**Task goal:** Pull every line containing "styles" from the entries.

---------- Exercise material ----------

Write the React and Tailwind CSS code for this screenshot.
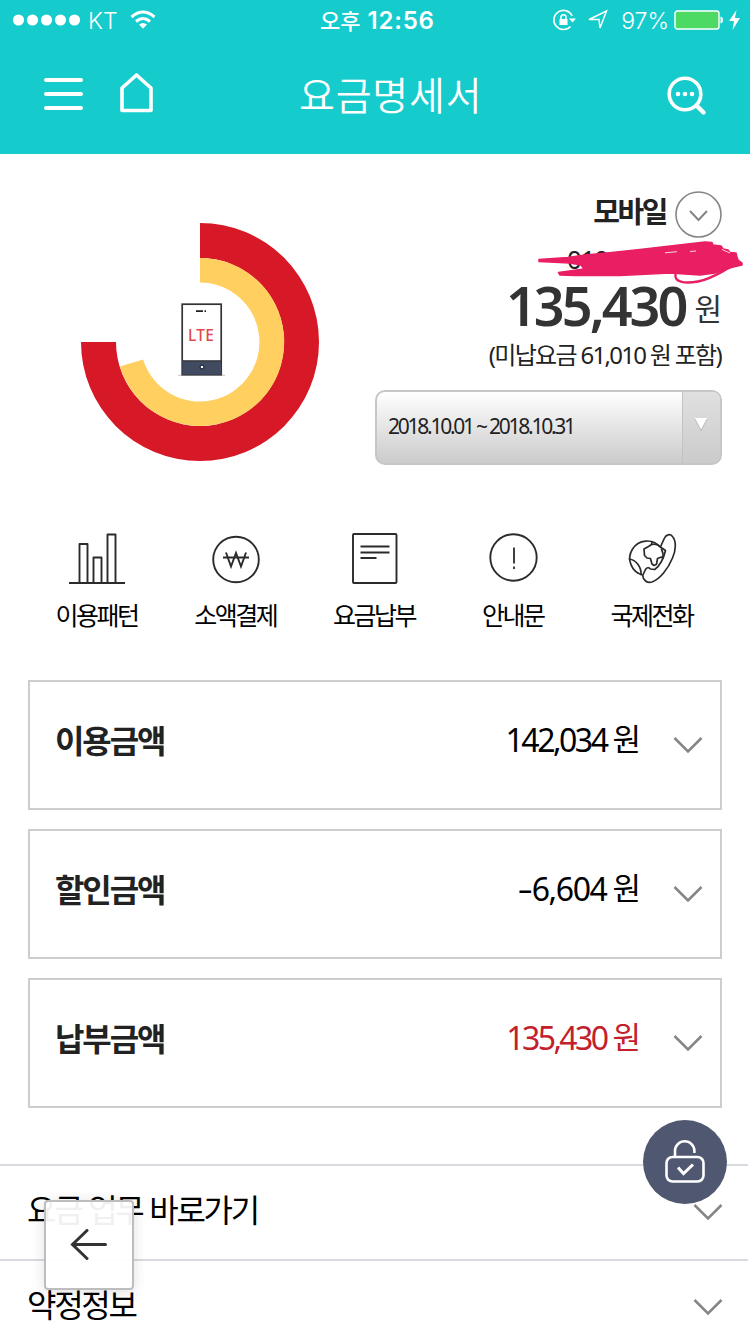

----------
---------- Exercise material ----------

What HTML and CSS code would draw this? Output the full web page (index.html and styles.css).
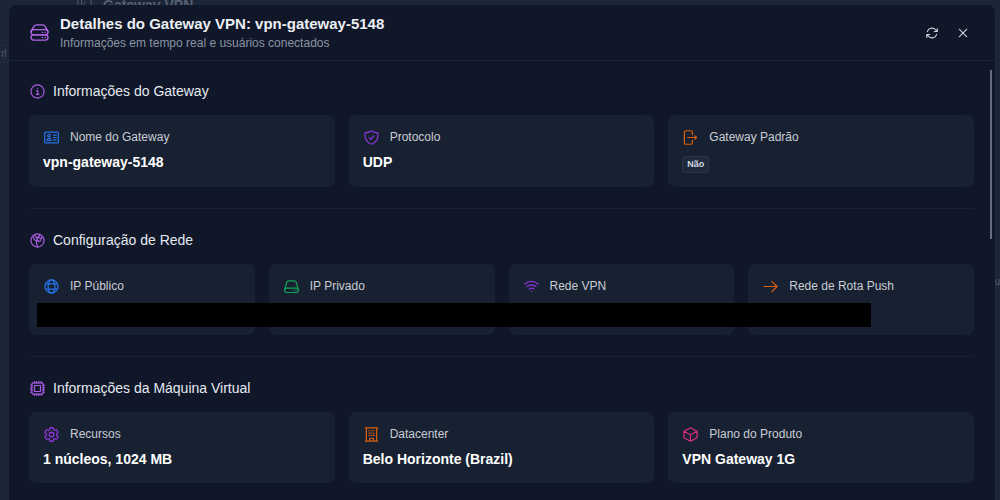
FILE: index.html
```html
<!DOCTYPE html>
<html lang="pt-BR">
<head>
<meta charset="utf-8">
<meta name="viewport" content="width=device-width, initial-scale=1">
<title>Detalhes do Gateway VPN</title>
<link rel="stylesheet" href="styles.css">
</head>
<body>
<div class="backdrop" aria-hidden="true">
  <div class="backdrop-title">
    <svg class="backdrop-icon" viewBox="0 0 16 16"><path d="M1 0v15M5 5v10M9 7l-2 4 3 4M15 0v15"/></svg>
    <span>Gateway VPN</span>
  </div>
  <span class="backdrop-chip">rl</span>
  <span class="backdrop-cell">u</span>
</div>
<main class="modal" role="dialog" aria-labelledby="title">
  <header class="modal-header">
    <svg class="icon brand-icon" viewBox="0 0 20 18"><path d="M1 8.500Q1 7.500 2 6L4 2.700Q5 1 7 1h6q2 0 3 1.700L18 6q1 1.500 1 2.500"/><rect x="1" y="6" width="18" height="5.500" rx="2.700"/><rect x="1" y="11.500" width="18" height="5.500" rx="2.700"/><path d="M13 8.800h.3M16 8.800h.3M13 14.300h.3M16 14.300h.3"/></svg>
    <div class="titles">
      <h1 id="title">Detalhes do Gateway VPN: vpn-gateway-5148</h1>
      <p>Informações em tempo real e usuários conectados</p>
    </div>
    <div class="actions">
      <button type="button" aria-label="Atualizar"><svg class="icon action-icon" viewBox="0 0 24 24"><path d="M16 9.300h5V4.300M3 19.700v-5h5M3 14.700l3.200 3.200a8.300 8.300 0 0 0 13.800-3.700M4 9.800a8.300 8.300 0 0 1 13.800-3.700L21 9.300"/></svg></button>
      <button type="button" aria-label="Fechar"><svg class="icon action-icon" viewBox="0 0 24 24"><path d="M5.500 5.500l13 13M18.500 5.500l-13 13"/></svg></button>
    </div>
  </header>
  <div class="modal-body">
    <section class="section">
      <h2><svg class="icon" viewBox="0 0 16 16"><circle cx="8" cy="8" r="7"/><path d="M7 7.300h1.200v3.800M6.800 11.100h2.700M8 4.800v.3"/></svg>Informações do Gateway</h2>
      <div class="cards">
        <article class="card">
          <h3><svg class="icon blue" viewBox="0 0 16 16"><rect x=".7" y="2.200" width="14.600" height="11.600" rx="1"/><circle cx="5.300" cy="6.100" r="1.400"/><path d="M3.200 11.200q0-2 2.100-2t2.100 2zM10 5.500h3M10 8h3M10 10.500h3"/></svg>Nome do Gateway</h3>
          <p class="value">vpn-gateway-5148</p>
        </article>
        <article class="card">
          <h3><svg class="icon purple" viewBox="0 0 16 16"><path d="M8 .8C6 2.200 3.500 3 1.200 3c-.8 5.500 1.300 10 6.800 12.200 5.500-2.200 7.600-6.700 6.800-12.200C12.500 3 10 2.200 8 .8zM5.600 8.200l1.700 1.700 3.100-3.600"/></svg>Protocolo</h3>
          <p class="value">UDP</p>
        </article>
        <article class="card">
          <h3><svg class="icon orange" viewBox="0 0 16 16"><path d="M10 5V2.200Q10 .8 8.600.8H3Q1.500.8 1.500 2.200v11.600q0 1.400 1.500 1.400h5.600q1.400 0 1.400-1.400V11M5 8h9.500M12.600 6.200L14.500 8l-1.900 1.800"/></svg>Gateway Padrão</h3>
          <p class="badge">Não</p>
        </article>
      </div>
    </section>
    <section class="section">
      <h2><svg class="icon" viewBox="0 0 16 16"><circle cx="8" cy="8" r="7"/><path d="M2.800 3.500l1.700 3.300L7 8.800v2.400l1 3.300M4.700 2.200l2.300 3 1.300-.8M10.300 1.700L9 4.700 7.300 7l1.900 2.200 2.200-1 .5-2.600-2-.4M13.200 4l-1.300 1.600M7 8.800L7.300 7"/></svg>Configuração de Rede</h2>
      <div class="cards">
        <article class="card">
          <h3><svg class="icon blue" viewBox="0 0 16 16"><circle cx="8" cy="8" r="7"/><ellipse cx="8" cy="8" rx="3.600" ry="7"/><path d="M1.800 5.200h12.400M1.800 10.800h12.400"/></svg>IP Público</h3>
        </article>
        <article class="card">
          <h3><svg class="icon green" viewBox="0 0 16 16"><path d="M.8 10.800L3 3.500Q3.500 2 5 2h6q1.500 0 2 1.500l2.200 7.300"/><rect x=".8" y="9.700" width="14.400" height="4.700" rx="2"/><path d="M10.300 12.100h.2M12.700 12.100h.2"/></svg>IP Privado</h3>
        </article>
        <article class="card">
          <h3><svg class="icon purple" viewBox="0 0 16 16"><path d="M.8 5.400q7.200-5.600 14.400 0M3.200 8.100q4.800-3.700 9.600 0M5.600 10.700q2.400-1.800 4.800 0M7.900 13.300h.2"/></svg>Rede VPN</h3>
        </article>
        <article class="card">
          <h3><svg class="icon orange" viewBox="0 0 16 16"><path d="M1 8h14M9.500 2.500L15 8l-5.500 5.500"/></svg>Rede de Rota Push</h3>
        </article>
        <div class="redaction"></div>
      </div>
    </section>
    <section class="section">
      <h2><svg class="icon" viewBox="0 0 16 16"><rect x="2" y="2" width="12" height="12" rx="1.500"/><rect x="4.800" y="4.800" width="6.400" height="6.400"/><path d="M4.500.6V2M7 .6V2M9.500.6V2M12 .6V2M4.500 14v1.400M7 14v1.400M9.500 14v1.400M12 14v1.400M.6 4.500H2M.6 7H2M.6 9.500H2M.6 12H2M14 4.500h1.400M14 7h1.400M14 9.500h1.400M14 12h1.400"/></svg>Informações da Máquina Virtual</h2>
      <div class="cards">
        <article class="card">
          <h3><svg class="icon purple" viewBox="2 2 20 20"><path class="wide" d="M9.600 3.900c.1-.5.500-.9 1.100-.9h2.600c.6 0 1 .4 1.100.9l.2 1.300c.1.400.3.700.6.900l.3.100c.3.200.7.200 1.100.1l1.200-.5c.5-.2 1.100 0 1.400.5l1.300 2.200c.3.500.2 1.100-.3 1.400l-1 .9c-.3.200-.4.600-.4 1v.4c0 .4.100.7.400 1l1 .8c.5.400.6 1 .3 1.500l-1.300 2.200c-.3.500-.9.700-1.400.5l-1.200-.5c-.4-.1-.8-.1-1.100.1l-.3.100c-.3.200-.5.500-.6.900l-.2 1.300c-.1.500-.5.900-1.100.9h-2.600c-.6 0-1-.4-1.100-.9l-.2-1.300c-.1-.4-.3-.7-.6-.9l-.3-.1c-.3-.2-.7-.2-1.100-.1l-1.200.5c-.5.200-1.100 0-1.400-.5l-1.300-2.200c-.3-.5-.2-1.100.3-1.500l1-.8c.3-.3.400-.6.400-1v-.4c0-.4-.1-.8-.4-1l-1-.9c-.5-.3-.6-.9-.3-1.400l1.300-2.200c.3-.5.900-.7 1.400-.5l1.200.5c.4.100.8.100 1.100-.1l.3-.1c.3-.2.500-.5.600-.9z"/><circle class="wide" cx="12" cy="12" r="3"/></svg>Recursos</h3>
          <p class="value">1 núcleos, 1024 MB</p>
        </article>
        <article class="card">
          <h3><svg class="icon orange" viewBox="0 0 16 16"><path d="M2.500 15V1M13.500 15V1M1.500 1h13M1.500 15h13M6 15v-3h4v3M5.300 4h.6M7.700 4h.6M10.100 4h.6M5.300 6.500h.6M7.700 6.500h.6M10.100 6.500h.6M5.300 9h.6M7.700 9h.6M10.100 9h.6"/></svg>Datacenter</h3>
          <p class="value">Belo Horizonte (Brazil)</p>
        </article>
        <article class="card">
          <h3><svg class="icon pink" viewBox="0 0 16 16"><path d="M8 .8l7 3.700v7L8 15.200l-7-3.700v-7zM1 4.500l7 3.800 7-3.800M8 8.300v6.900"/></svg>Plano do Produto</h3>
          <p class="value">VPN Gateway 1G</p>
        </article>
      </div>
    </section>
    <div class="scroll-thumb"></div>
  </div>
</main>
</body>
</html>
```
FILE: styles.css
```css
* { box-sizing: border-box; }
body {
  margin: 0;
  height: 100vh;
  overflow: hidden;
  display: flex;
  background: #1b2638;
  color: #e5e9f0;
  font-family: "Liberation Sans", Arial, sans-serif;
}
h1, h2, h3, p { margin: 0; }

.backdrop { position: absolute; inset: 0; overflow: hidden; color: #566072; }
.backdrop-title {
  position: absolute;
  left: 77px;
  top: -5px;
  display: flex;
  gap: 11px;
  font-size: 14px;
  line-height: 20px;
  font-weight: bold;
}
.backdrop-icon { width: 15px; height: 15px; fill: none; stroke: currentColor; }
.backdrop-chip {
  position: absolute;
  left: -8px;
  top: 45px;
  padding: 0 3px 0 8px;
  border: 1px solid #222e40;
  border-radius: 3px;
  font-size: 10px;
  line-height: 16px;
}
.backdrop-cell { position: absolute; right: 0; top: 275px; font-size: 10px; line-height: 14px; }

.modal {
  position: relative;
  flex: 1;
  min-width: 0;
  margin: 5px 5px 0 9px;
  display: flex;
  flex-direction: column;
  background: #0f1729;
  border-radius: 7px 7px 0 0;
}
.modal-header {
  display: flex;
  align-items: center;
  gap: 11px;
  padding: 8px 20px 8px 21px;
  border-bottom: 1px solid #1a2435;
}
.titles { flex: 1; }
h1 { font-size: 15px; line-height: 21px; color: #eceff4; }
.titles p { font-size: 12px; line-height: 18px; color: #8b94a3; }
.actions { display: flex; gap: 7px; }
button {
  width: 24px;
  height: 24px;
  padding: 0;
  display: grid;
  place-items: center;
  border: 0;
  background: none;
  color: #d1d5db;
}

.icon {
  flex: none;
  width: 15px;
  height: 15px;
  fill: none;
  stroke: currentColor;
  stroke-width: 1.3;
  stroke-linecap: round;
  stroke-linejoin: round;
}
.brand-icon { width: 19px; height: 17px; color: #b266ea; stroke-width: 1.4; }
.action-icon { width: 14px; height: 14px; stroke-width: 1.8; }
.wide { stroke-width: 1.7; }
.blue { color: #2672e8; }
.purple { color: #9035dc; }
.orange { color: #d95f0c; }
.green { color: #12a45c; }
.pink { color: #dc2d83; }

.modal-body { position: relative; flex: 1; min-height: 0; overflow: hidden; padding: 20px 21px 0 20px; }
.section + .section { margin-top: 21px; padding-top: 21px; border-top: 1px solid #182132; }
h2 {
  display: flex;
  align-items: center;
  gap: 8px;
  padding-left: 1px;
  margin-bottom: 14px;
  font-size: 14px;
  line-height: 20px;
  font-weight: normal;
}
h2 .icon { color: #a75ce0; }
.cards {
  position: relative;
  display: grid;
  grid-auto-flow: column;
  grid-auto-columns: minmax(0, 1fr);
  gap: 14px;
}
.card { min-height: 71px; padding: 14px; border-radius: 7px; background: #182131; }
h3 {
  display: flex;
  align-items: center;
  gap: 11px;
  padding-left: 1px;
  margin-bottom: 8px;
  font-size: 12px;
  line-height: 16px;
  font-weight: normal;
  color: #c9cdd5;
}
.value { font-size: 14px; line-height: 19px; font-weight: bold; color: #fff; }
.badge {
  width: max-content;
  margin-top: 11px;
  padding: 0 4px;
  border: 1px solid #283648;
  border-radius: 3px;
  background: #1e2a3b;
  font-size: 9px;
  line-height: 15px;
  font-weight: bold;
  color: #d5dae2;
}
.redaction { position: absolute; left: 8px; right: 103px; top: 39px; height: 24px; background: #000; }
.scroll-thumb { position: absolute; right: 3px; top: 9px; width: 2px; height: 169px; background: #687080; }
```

----------

**Full solution:**
What HTML and CSS code would draw this? Output the full web page (index.html and styles.css).
<link rel="stylesheet" href="styles.css">
FILE: styles.css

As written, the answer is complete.